For purposes of this Rule, the compensation committee is not required to conduct an
independence assessment for a compensation adviser that acts in a role limited to the following activities
for which no disclosure is required under Item 407(e)(3)(iii) of Regulation S-K: (a) consulting on any
broad-based plan that does not discriminate in scope, terms, or operation, in favor of Executive Officers or
directors of the Company, and that is available generally to all salaried employees; and/or (b) providing
information that either is not customized for a particular issuer or that is customized based on parameters
that are not developed by the adviser, and about which the adviser does not provide advice.
(4) Cure Period for Compensation Committee
(A) If a Company fails to comply with the compensation committee composition
requirement
under Rule 5605(d)(2)(A) due to one vacancy, or one compensation committee member ceases to be independent
due to circumstances beyond the member's reasonable control, except as provided in paragraph (B) below, the Company shall regain compliance with the
requirement by the earlier of its next annual shareholders meeting or one year from the occurrence of the
event that caused the failure to comply with this requirement; provided, however, that if the annual
shareholders meeting occurs no later than 180 days following the event that caused the failure to comply
with this requirement, the Company shall instead have 180 days from such event to regain compliance. A
Company relying on this provision shall provide notice to Nasdaq immediately upon learning of the event or
circumstance that caused the noncompliance.
(B) A Company is not eligible for the cure period provided for in paragraph (A) above, immediately following the expiration of a phase-in period under Rule 5615(b) upon which the Company was relying, unless:
(i) the Company complied with the compensation committee composition requirement during the phase-in period; and
(ii) the Company fell out of compliance with the compensation committee composition after having complied with the requirement before the end of the phase-in period.
In these circumstances, as provided in Rule 5615(b), the Company will not be considered non-compliant with the requirement until the end of the phase-in period. For purposes of computing the applicable cure period, the event that caused the failure to comply shall be the event causing the Company to fall out of compliance after having complied with the requirement, and not the end of the phase-in period.
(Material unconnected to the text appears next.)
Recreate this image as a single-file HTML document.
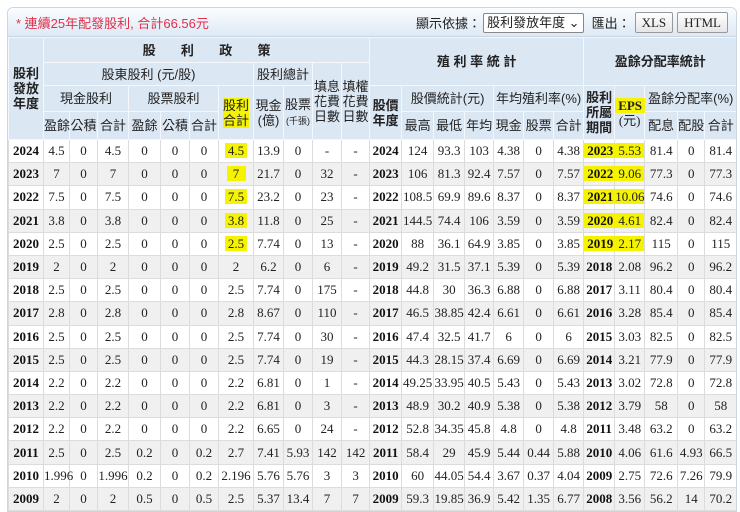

(5) Smaller Reporting Companies
A Smaller Reporting Company, as defined in Rule 12b-2 under the Act, is not subject
to the requirements of Rule 5605(d), except that a Smaller Reporting Company must have, and certify that it
has and will continue to have, a compensation committee of at least two members, each of whom must be an
Independent Director as defined under Rule 5605(a)(2). A Smaller Reporting Company may rely on the exception
in Rule 5605(d)(2)(B) and the cure period in Rule 5605(d)(4). In addition, a Smaller Reporting Company must
certify that it has adopted a formal written compensation committee charter or board resolution that
specifies the content set forth in Rule 5605(d)(1)(A)-(C). A Smaller Reporting Company does not need to
include in its formal written compensation committee charter or board resolution the specific compensation
committee responsibilities and authority set forth in Rule 5605(d)(3).
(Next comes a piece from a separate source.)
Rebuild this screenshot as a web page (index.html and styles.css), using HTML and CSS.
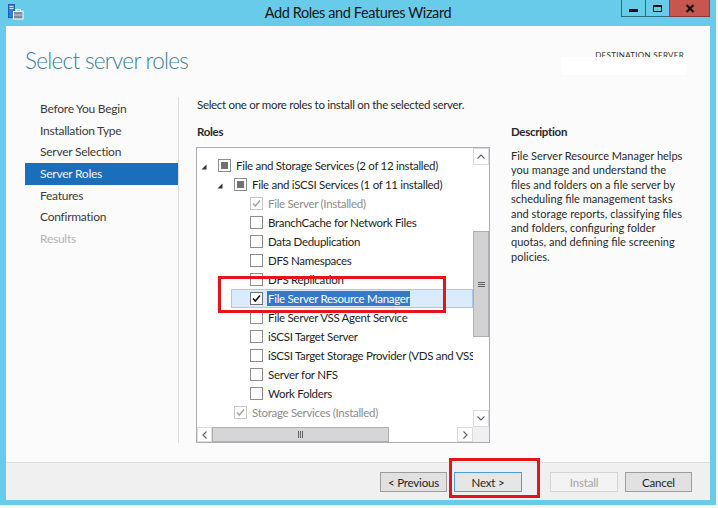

Amended July 22, 2010 (SR-NASDAQ-2008-014); amended Jan. 11, 2013 (SR-NASDAQ-2012-109); amended Nov. 26, 2013
(SR-NASDAQ-2013-147), operative Dec. 26, 2013; amended Dec. 27, 2017 (SR-NASDAQ-2017-133), operative Jan.
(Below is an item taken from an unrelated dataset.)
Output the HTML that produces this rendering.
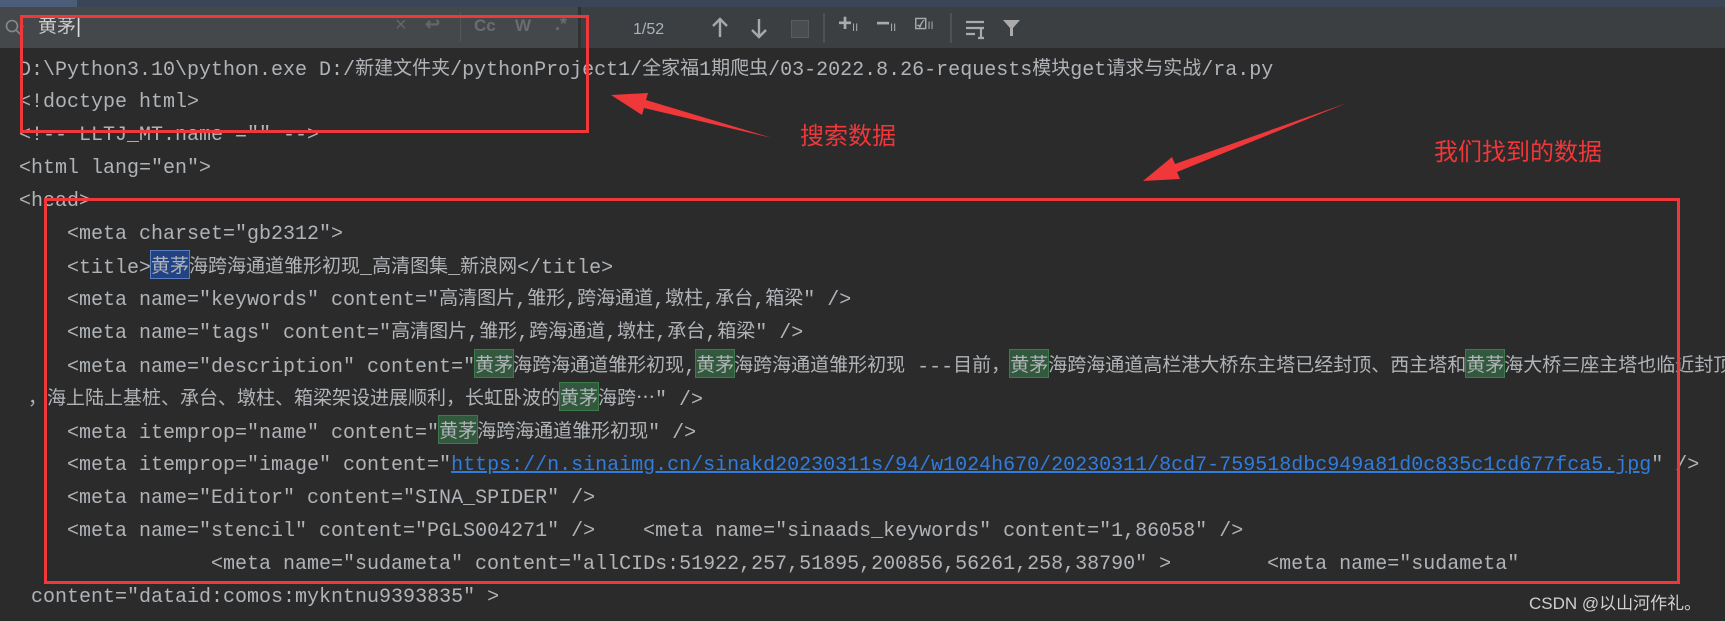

26, 2018; amended Aug. 26, 2024 (SR-NASDAQ-2024-019).
Independent oversight of executive officer compensation helps assure that appropriate incentives are in
place, consistent with the board's responsibility to act in the best interests of the corporation.
Compensation committees are required to have a minimum of two members and be comprised only of Independent
Directors as defined under Rule 5605(a)(2).
In addition, Rule 5605(d)(2)(A) includes an additional independence test for compensation committee members.
When considering the sources of a director's compensation for this purpose, the board should consider
whether the director receives compensation from any person or entity that would impair the director's
ability to make independent judgments about the Company's executive compensation. Similarly, when
considering any affiliate relationship a director has with the Company, a subsidiary of the Company, or an
affiliate of a subsidiary of the Company, in determining independence for purposes of compensation committee
service, the board should consider whether the affiliate relationship places the director under the direct
or indirect control of the Company or its senior management, or creates a direct relationship between the
director and members of senior management, in each case of a nature that would impair the director's ability
to make independent judgments about the Company's executive compensation. In that regard, while a board may
conclude differently with respect to individual facts and circumstances, Nasdaq does not believe that
ownership of Company stock by itself, or possession of a controlling interest through ownership of Company
stock by itself, precludes a board finding that it is appropriate for a director to serve on the
compensation committee. In fact, it may be appropriate for certain affiliates, such as representatives of
significant stockholders, to serve on compensation committees since their interests are likely aligned with
those of other stockholders in seeking an appropriate executive compensation program.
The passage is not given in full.